**Problem:** Give an exact transcription of every line, dropping the images.

**Available data:**
···

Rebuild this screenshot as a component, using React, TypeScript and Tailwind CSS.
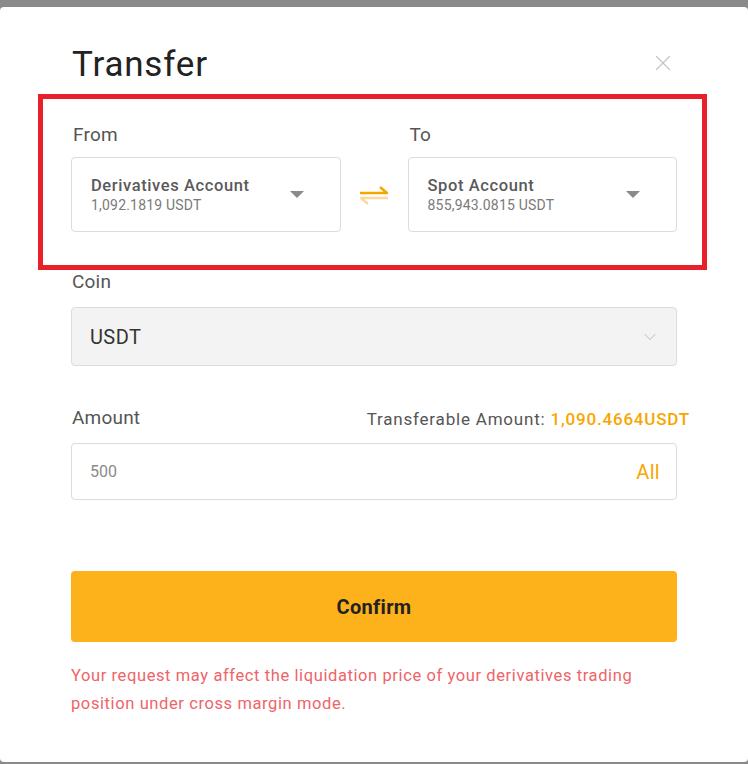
import { X, ChevronDown } from "lucide-react";

const FONT = "font-['Roboto','Liberation_Sans',sans-serif]";

function Caret() {
  return (
    <svg width="14" height="8" viewBox="0 0 14 8" className="shrink-0">
      <path d="M0 0 H14 L7 7 Z" fill="#8a8a8a" />
    </svg>
  );
}

function SwapIcon() {
  return (
    <svg width="30" height="22" viewBox="0 0 30 22">
      <path d="M1 9 H28 L21 3" fill="none" stroke="#f7a600" strokeWidth="2.5" strokeLinejoin="round" />
      <path d="M29 14 H2 L9 20" fill="none" stroke="#fcd9a0" strokeWidth="2.5" strokeLinejoin="round" />
    </svg>
  );
}

interface AccountSelectProps {
  label: string;
  name: string;
  balance: string;
}

function AccountSelect({ label, name, balance }: AccountSelectProps) {
  return (
    <div className="flex-1 min-w-0">
      <p className="text-[19px] leading-[24px] text-[#555] pl-[2px] tracking-[0.2px]">{label}</p>
      <div className="mt-[10px] h-[75px] border border-[#dcdcdc] rounded-[4px] flex items-center pl-[19px] pr-[36px]">
        <div className="flex-1 min-w-0">
          <p className="text-[16.5px] leading-[20px] font-medium text-[#5a5a5a] tracking-[0.6px]">{name}</p>
          <p className="text-[14px] leading-[18px] text-[#7a7a7a] tracking-[0.2px]">{balance}</p>
        </div>
        <Caret />
      </div>
    </div>
  );
}

export default function App() {
  return (
    <div className={`${FONT} bg-[#8a8a8a] h-[764px] pt-[7px] pb-[2px]`}>
      <div className="bg-white h-full rounded-[4px] px-[71px] pt-[38px]">
        <div className="flex items-center justify-between">
          <h1 className="text-[35px] leading-[40px] text-[#222] pl-px tracking-[0.8px]">Transfer</h1>
          <X size={26} strokeWidth={1.1} className="text-[#c4c4c4] mr-[1px] -mt-[4px]" />
        </div>

        <div className="relative mt-[38px]">
          <div className="pointer-events-none absolute -left-[33px] -right-[30px] -top-[29px] -bottom-[38px] border-[5px] border-[#e8202a]" />
          <div className="flex items-end gap-[18px]">
            <AccountSelect label="From" name="Derivatives Account" balance="1,092.1819 USDT" />
            <div className="h-[75px] flex items-center shrink-0 w-[31px] justify-center">
              <SwapIcon />
            </div>
            <AccountSelect label="To" name="Spot Account" balance="855,943.0815 USDT" />
          </div>
        </div>

        <p className="mt-[38px] text-[19px] leading-[24px] text-[#555] pl-px tracking-[0.2px]">Coin</p>
        <div className="mt-[13px] h-[59px] bg-[#f3f3f3] border border-[#dcdcdc] rounded-[4px] flex items-center justify-between pl-[18px] pr-[16px]">
          <span className="text-[20px] text-[#333] tracking-[0.4px]">USDT</span>
          <ChevronDown size={20} strokeWidth={1} className="text-[#b0b0b0]" />
        </div>

        <div className="mt-[40px] flex items-end justify-between">
          <span className="text-[19px] leading-[24px] text-[#555] pl-px tracking-[0.2px]">Amount</span>
          <span className="text-[17px] leading-[22px] text-[#555] tracking-[0.8px] -mr-[13px]">
            Transferable Amount: <span className="text-[#f7a600] font-medium">1,090.4664USDT</span>
          </span>
        </div>
        <div className="mt-[13px] h-[57px] border border-[#dcdcdc] rounded-[4px] flex items-center justify-between pl-[18px] pr-[16px]">
          <span className="text-[16px] text-[#8a8a8a]">500</span>
          <span className="text-[20px] text-[#f7a600] tracking-[0.3px]">All</span>
        </div>

        <button className="mt-[71px] w-full h-[71px] bg-[#fdb11b] rounded-[4px] text-[20px] font-bold text-[#222] tracking-[0.3px]">
          Confirm
        </button>

        <p className="mt-[20px] text-[16.5px] leading-[28px] text-[#ee6468] pr-[30px] tracking-[0.6px]">
          Your request may affect the liquidation price of your derivatives trading position under cross margin mode.
        </p>
      </div>
    </div>
  );
}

···

**Output:**
Rebuild this screenshot as a component, using React, TypeScript and Tailwind CSS.
import { X, ChevronDown } from "lucide-react";

const FONT = "font-['Roboto','Liberation_Sans',sans-serif]";

function Caret() {
  return (
    <svg width="14" height="8" viewBox="0 0 14 8" className="shrink-0">
      <path d="M0 0 H14 L7 7 Z" fill="#8a8a8a" />
    </svg>
  );
}

function SwapIcon() {
  return (
    <svg width="30" height="22" viewBox="0 0 30 22">
      <path d="M1 9 H28 L21 3" fill="none" stroke="#f7a600" strokeWidth="2.5" strokeLinejoin="round" />
      <path d="M29 14 H2 L9 20" fill="none" stroke="#fcd9a0" strokeWidth="2.5" strokeLinejoin="round" />
    </svg>
  );
}

interface AccountSelectProps {
  label: string;
  name: string;
  balance: string;
}

function AccountSelect({ label, name, balance }: AccountSelectProps) {
  return (
    <div className="flex-1 min-w-0">
      <p className="text-[19px] leading-[24px] text-[#555] pl-[2px] tracking-[0.2px]">{label}</p>
      <div className="mt-[10px] h-[75px] border border-[#dcdcdc] rounded-[4px] flex items-center pl-[19px] pr-[36px]">
        <div className="flex-1 min-w-0">
          <p className="text-[16.5px] leading-[20px] font-medium text-[#5a5a5a] tracking-[0.6px]">{name}</p>
          <p className="text-[14px] leading-[18px] text-[#7a7a7a] tracking-[0.2px]">{balance}</p>
        </div>
        <Caret />
      </div>
    </div>
  );
}

export default function App() {
  return (
    <div className={`${FONT} bg-[#8a8a8a] h-[764px] pt-[7px] pb-[2px]`}>
      <div className="bg-white h-full rounded-[4px] px-[71px] pt-[38px]">
        <div className="flex items-center justify-between">
          <h1 className="text-[35px] leading-[40px] text-[#222] pl-px tracking-[0.8px]">Transfer</h1>
          <X size={26} strokeWidth={1.1} className="text-[#c4c4c4] mr-[1px] -mt-[4px]" />
        </div>

        <div className="relative mt-[38px]">
          <div className="pointer-events-none absolute -left-[33px] -right-[30px] -top-[29px] -bottom-[38px] border-[5px] border-[#e8202a]" />
          <div className="flex items-end gap-[18px]">
            <AccountSelect label="From" name="Derivatives Account" balance="1,092.1819 USDT" />
            <div className="h-[75px] flex items-center shrink-0 w-[31px] justify-center">
              <SwapIcon />
            </div>
            <AccountSelect label="To" name="Spot Account" balance="855,943.0815 USDT" />
          </div>
        </div>

        <p className="mt-[38px] text-[19px] leading-[24px] text-[#555] pl-px tracking-[0.2px]">Coin</p>
        <div className="mt-[13px] h-[59px] bg-[#f3f3f3] border border-[#dcdcdc] rounded-[4px] flex items-center justify-between pl-[18px] pr-[16px]">
          <span className="text-[20px] text-[#333] tracking-[0.4px]">USDT</span>
          <ChevronDown size={20} strokeWidth={1} className="text-[#b0b0b0]" />
        </div>

        <div className="mt-[40px] flex items-end justify-between">
          <span className="text-[19px] leading-[24px] text-[#555] pl-px tracking-[0.2px]">Amount</span>
          <span className="text-[17px] leading-[22px] text-[#555] tracking-[0.8px] -mr-[13px]">
            Transferable Amount: <span className="text-[#f7a600] font-medium">1,090.4664USDT</span>
          </span>
        </div>
        <div className="mt-[13px] h-[57px] border border-[#dcdcdc] rounded-[4px] flex items-center justify-between pl-[18px] pr-[16px]">
          <span className="text-[16px] text-[#8a8a8a]">500</span>
          <span className="text-[20px] text-[#f7a600] tracking-[0.3px]">All</span>
        </div>

        <button className="mt-[71px] w-full h-[71px] bg-[#fdb11b] rounded-[4px] text-[20px] font-bold text-[#222] tracking-[0.3px]">
          Confirm
        </button>

        <p className="mt-[20px] text-[16.5px] leading-[28px] text-[#ee6468] pr-[30px] tracking-[0.6px]">
          Your request may affect the liquidation price of your derivatives trading position under cross margin mode.
        </p>
      </div>
    </div>
  );
}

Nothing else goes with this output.